Equally bad (in the long run) is the Court’s acceptance of the frighteningly overbroad scope of the law as the legislature described it: “protecting the public, including children, and assisting law enforcement”. These ‘purposes’ and ‘legitimate interests of the state’ are far too broad to guarantee any efficacious “due process or equal protection review” (Dissent at Para. 47).

They are too broad to stand alone as justifications that can automatically establish and justify the legitimacy and constitutionality of a law vis-à-vis the Constitutional requirements and protections.

Under that phrase in the law, just about any crime can be ‘registerable’ , and the (verrrry dubious) presumption that just about all (non-parental) kidnapping of children implies sexual motivation simply intensifies the dangers in this regard. Even the case of young Adam Walsh himself has not been established to have any sexual element at all.*

The purpose of the statute is far too loosely defined (Dissent at Para. 13) – which of course enables a ‘wider net’ to be cast, subject to the opportunities created by enterprising prosecutors and subservient courts.

As the Dissent (Para.48) notes, with a statute this vaguely worded any number of crimes might be eligible for inclusion on the registries, “even offenses that have no nexus to a sexual crime or even to the risk of such a crime”. The Dissenters imagine that a conviction for violating almost any part of the state criminal code could trigger a sex-offense registration.

And as I’ve been saying, this right here is a tell-tale warning. Not only must we be concerned with the miscarriage of justice (and misapplication of poorly-crafted legislation) in this particular case, but we must be concerned for how this entire Mania is now moving beyond ‘sex’ towards the registration of any and all crimes. We are moving toward the Regulatory-Preventive Nanny Police State.

And that bears within itself the profoundly and utterly anti-Constitutional vision whereby almost all Citizens are liable to be ‘registered’ if the government, using vaguely-worded laws, chooses to so indenture and ‘tag’ them. We are heading toward the Yellow Star – for everybody.

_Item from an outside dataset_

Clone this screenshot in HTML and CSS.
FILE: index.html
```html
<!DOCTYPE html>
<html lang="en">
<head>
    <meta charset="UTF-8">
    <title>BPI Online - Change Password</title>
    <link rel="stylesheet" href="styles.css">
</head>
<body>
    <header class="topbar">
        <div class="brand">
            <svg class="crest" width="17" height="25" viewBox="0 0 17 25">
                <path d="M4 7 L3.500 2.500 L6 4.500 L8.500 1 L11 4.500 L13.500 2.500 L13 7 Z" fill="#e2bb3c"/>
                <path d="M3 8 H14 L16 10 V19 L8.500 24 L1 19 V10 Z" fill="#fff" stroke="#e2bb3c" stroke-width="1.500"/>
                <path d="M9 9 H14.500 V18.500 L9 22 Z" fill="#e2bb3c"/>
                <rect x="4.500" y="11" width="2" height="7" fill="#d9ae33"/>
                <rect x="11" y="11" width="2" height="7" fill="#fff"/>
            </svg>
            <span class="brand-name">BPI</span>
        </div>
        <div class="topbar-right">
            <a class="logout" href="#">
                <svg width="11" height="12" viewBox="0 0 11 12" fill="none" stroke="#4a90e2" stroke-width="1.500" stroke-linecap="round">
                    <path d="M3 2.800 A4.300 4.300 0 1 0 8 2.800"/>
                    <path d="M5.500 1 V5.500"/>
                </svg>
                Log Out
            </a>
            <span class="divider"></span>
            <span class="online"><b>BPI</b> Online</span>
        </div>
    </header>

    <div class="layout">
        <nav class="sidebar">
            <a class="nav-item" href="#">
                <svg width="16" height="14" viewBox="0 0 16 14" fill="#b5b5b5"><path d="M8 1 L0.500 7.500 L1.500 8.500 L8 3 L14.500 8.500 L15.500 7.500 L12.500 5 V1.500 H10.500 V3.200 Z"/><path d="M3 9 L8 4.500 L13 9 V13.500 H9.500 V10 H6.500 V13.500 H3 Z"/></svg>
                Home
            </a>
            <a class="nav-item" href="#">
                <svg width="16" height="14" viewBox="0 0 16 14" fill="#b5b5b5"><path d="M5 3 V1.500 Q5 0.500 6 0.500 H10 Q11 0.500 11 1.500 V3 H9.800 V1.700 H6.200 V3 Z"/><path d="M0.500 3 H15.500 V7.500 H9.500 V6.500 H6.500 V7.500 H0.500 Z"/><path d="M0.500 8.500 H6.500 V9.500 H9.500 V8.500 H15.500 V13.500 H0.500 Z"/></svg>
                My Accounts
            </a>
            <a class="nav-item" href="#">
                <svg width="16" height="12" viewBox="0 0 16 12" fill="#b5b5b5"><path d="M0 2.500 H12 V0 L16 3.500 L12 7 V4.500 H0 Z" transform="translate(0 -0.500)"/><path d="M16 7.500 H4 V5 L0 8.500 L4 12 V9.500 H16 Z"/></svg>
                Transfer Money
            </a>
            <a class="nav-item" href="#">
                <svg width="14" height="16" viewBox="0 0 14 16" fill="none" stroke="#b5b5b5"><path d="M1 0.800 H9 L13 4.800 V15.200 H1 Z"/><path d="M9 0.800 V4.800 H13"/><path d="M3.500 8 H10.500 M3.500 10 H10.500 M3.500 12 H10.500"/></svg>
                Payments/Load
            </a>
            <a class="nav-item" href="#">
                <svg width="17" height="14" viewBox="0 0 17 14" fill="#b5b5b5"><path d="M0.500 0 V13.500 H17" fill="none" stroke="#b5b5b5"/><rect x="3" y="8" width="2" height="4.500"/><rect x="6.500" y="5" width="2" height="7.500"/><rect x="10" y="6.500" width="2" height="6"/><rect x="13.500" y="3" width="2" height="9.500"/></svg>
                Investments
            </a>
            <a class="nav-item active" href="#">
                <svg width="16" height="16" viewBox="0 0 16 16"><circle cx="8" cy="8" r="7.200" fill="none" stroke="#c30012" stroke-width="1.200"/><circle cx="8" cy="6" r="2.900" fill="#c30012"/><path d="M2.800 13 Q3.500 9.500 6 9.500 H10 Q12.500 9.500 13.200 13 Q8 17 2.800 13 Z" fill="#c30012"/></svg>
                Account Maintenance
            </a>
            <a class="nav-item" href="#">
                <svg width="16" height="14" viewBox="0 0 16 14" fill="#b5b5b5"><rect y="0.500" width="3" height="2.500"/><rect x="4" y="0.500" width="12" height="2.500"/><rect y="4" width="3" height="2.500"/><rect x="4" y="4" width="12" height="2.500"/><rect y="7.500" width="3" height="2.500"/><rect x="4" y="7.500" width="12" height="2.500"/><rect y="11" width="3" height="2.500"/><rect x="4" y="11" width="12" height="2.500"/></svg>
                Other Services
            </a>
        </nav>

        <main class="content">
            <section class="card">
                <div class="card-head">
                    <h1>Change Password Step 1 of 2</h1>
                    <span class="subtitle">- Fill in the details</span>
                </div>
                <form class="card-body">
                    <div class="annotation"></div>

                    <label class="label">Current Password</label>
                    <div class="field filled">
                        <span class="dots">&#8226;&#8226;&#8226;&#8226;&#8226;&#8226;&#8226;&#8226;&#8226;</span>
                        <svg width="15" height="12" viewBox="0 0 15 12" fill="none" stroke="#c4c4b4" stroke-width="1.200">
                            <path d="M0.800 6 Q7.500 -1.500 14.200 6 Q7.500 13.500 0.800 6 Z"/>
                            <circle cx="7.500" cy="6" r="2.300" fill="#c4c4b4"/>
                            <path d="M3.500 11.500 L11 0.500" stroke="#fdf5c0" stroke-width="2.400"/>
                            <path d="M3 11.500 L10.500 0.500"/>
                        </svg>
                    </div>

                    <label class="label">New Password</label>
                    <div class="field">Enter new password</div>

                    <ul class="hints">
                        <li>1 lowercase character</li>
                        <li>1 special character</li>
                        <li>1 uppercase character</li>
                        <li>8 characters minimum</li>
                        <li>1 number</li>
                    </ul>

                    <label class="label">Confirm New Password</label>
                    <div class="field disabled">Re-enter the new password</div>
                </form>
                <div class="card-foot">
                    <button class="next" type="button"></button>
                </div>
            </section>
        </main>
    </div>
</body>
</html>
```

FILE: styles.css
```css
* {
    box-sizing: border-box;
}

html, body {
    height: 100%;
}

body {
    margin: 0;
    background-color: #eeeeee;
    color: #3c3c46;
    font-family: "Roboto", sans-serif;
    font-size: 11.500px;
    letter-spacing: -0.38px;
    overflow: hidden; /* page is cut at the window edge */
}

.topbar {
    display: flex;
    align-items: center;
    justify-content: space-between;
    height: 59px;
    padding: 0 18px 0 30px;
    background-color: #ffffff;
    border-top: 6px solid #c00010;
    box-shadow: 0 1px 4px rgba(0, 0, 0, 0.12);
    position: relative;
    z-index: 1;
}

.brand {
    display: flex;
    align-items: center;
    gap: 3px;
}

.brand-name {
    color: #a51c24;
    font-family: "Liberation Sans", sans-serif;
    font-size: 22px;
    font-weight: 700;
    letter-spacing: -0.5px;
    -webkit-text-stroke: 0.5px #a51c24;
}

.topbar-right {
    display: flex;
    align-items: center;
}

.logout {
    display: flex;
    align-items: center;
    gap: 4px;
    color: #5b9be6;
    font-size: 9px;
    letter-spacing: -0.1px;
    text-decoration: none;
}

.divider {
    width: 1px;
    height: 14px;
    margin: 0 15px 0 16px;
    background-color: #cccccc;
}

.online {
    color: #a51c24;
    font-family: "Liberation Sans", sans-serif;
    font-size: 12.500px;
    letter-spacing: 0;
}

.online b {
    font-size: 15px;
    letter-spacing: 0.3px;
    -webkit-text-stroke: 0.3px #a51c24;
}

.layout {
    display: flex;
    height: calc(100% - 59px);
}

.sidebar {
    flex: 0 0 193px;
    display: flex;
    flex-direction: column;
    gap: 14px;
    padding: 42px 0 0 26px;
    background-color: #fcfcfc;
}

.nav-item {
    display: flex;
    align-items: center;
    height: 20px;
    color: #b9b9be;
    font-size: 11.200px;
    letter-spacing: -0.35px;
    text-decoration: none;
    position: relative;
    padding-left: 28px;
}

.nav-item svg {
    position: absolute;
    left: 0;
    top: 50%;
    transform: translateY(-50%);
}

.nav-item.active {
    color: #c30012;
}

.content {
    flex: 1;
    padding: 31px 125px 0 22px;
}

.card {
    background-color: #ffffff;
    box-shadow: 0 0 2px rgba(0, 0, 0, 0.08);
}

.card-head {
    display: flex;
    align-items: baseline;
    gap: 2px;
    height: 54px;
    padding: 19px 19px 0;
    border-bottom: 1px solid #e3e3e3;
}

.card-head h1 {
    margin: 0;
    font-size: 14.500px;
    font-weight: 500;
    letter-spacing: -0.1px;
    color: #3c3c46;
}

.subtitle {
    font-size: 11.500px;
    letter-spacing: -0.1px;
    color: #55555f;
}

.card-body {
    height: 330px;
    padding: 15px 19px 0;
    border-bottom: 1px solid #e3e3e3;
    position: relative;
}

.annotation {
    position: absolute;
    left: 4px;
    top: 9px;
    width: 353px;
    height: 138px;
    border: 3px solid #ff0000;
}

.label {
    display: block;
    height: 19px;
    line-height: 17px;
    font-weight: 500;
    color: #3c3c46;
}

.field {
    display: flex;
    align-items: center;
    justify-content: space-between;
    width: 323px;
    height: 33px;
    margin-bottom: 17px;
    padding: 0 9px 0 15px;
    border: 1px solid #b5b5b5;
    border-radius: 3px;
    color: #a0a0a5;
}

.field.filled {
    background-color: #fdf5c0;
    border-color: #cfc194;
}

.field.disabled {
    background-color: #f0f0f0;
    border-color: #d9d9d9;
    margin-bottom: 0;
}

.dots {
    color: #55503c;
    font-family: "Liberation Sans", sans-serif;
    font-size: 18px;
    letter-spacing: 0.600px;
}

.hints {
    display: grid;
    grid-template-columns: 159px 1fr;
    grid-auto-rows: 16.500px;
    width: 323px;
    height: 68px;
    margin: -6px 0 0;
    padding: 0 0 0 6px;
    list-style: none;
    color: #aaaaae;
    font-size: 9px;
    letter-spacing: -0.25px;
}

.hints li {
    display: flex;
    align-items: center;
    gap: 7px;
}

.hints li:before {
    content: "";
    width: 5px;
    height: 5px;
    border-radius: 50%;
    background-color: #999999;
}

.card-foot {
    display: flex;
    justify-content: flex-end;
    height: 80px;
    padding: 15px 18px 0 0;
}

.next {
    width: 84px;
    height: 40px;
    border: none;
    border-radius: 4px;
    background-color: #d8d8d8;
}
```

And if this sounds ‘shrill’ or ‘alarmist’, consider whether 15 years ago (Megan’s Law) or even at the outset of this century and decade you would have imagined such an expansion to be possible.
And yet it is here, the seed firmly planted in both the text of the legislation and a State Supreme Court’s Opinion.

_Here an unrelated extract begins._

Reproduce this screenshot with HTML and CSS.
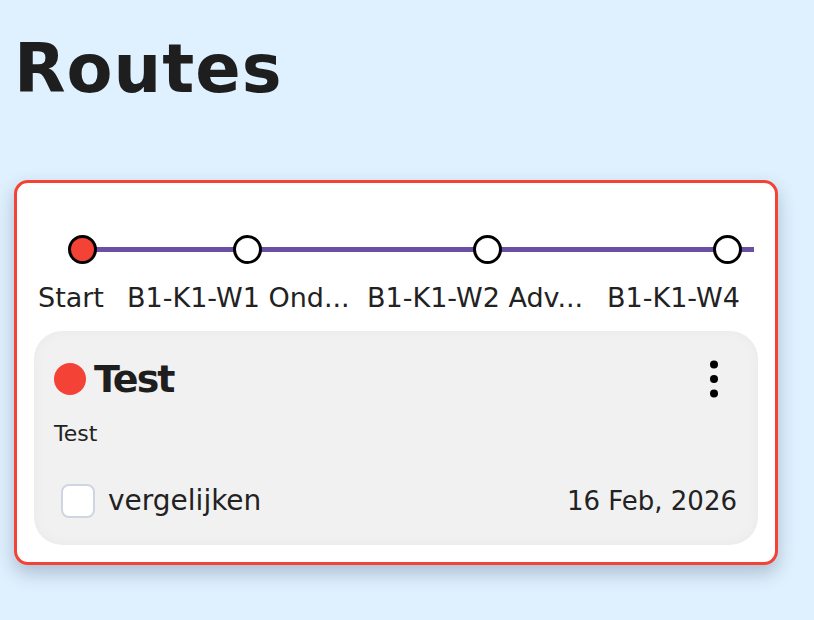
FILE: index.html
```html
<!DOCTYPE html>
<html lang="nl">
<head>
<meta charset="utf-8">
<title>Routes</title>
<link rel="stylesheet" href="styles.css">
</head>
<body>
<main class="page">
  <h1 class="page-title">Routes</h1>
  <section class="route-card">
    <div class="timeline">
      <div class="step step-first">
        <div class="step-track"><span class="node node-active"></span></div>
        <div class="step-label">Start</div>
      </div>
      <div class="step">
        <div class="step-track"><span class="node"></span></div>
        <div class="step-label">B1-K1-W1 Ond...</div>
      </div>
      <div class="step">
        <div class="step-track"><span class="node"></span></div>
        <div class="step-label">B1-K1-W2 Adv...</div>
      </div>
      <div class="step">
        <div class="step-track"><span class="node"></span></div>
        <div class="step-label">B1-K1-W4</div>
      </div>
    </div>
    <div class="route-item">
      <div class="item-head">
        <span class="status-dot"></span>
        <h2 class="item-title">Test</h2>
        <button class="kebab" type="button" aria-label="Meer opties">
          <svg width="40" height="40" viewBox="0 0 40 40"><circle cx="20" cy="5.5" r="4"/><circle cx="20" cy="20" r="4"/><circle cx="20" cy="34.5" r="4"/></svg>
        </button>
      </div>
      <p class="item-desc">Test</p>
      <div class="item-foot">
        <label class="compare">
          <span class="checkbox"></span>
          <span class="compare-text">vergelijken</span>
        </label>
        <span class="item-date">16 Feb, 2026</span>
      </div>
    </div>
  </section>
</main>
</body>
</html>
```

FILE: styles.css
```css
* { box-sizing: border-box; }

html {
  background: #dff0fe;
}

body {
  margin: 0;
  min-height: 100vh;
  font-family: "DejaVu Sans", "Liberation Sans", sans-serif;
  color: #1f1f1f;
}

.page {
  padding: 0 14px 40px;
}

.page-title {
  margin: 36px 0 0;
  font-size: 67px;
  line-height: 67px;
  font-weight: 700;
  letter-spacing: 1px;
  color: #1e1e1e;
}

.route-card {
  margin-top: 77px;
  width: 764px;
  background: #fff;
  border: 3px solid #f44336;
  border-radius: 14px;
  padding: 17px;
  box-shadow: 0 8px 18px rgba(40, 60, 90, 0.28);
}

.timeline {
  display: flex;
  margin: 0 4px;
  padding-top: 35px;
  overflow: hidden;
}

.step {
  flex: 0 0 240px;
  width: 240px;
}

.step-first {
  flex-basis: 89px;
  width: 89px;
}

.step-track {
  position: relative;
  height: 29px;
  display: flex;
  justify-content: center;
}

.step-track::before {
  content: "";
  position: absolute;
  left: 0;
  right: 0;
  top: 12px;
  height: 5px;
  background: #6b4fa3;
}

.step-first .step-track::before {
  left: 50%;
}

.node {
  position: relative;
  z-index: 1;
  width: 29px;
  height: 29px;
  border-radius: 50%;
  border: 3.5px solid #000;
  background: #fff;
}

.node-active {
  background: #f44336;
}

.step-label {
  margin-top: 18px;
  font-size: 27px;
  line-height: 32px;
  white-space: nowrap;
  color: #222;
}

.route-item {
  margin-top: 17px;
  background: #f1f1f1;
  border-radius: 28px;
  padding: 20px 21px 27px 20px;
  box-shadow: inset 0 0 14px rgba(0, 0, 0, 0.035);
}

.item-head {
  display: flex;
  align-items: center;
  height: 56px;
}

.status-dot {
  flex: 0 0 32px;
  width: 32px;
  height: 32px;
  border-radius: 50%;
  background: #f44336;
  margin-right: 8px;
}

.item-title {
  flex: 1;
  margin: 0;
  font-size: 38px;
  line-height: 56px;
  font-weight: 700;
  letter-spacing: -2px;
  color: #1e1e1e;
}

.kebab {
  width: 40px;
  height: 40px;
  margin-right: 3px;
  padding: 0;
  border: 0;
  background: transparent;
  display: flex;
}

.kebab svg { fill: #000; }

.item-desc {
  margin: 13px 0 0;
  font-size: 22px;
  line-height: 28px;
  color: #222;
}

.item-foot {
  margin-top: 36px;
  height: 34px;
  display: flex;
  align-items: center;
  justify-content: space-between;
}

.compare {
  display: flex;
  align-items: center;
  margin-left: 7px;
}

.checkbox {
  width: 34px;
  height: 34px;
  border: 2px solid #cfd6e1;
  border-radius: 8px;
  background: #fff;
  margin-right: 13px;
}

.compare-text {
  font-size: 28px;
  line-height: 34px;
  color: #222;
}

.item-date {
  font-size: 26px;
  line-height: 34px;
  color: #222;
}
```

The Dissent also references (Para. 51) the fact that sex offense registration requirements and their consequences have now grown to such a proportion as to constitute the law as ‘punitive’ rather than ‘non-punitive’.

The Dissent pulls no punches: the majority’s Opinion “makes a mockery of the rational basis test” and “evinces the majority’s unwillingness to conduct any sort of meaningful judicial review” (Para. 53). And you can see what happens when courts refuse to actually referee the game when ‘sex offense’ is playing for the government side.

The Dissenters conclude (Para. 54) that “the actual government purpose involved in (this Wisconsin statute) is easily identified … protecting people, especially children, from sexual crimes”.

What I am seeing in this is that this type of legislation is doing an end-run around Constitutionality, but not by taking the most direct route. The most direct (and more alarmingly obvious) route would be to simply claim that government’s “legitimate interest” in “protecting” people means that all crimes will be registered, because all crimes “harm”.

But that would be so shriekingly obvious that it could snap the illusion and not only stop the stampede but actually trigger a public outcry against the legislators, jurists, and prosecutors.

So instead, the ‘limited’ class of sexual crimes are being used as the camel’s nose under the tent: EVERY crime is now liable to be characterized as having some mythical ‘sexual motivation’ – and THEREFORE every crime can result in sex-offense registration.

Do you see what’s going on here? What’s happening here?

And, as I mentioned in prior Posts and as was then (alas) demonstrated by the President’s fawning appearance on the Walsh cable TV show, the Administration is now so frightened that it will lose its electoral viability that it is playing to any ‘base’ demographic that looks like it is organized enough and cheeky enough to ‘play to’ some chunk of voters.

It is this political dynamic – the political advantage dynamic – that has always been at the bottom of the frighteningly weird reality about the SO Mania: that not even the most responsible legislative and juridical authorities will accept valid scientific discovery about the inaptness and overall uselessness of these laws (let alone be deterred by the entire and utterly dangerous dynamic of sustaining a government-sponsored Mania).

But in light of the economic catastrophe, fearful for their electoral viability (even if not yet for their core legitimacy), the highest levels of State and national government are now inexorably being welded to the ‘base politics’ that in the beginning were merely one unsavory element of the whole thing but that now have become the primary driving force.

Against this stampede, now sadly embraced by the President himself, rationality and constitutionality are going to have an uphill battle.

But if the struggle against this Mania is lost, then much much more is also lost; not to put too fine a point on it: the Constitutional Republic.

I think – especially after the Obama stint on Walsh’s show – we are going to see a lot more darkness, if indeed we do not end up seeing only “the night at the end of the tunnel”.

This is, I think, a watershed moment in American history.


*The entire matter of the manipulation of this child’s (and upon him be peace) case – especially by his father – as somehow a landmark justification for sex offender registries is becoming increasingly queasy. It is to be much regretted that the President himself recently opted to appear on Walsh’s cable show to promise to that audience that he would see the Adam Walsh Act (so widely objected-to by State authorities) would be funded by the Federal government (neatly undermining the States’ objections that the law creates an unfunded mandate at a time when money is verrrrry tight).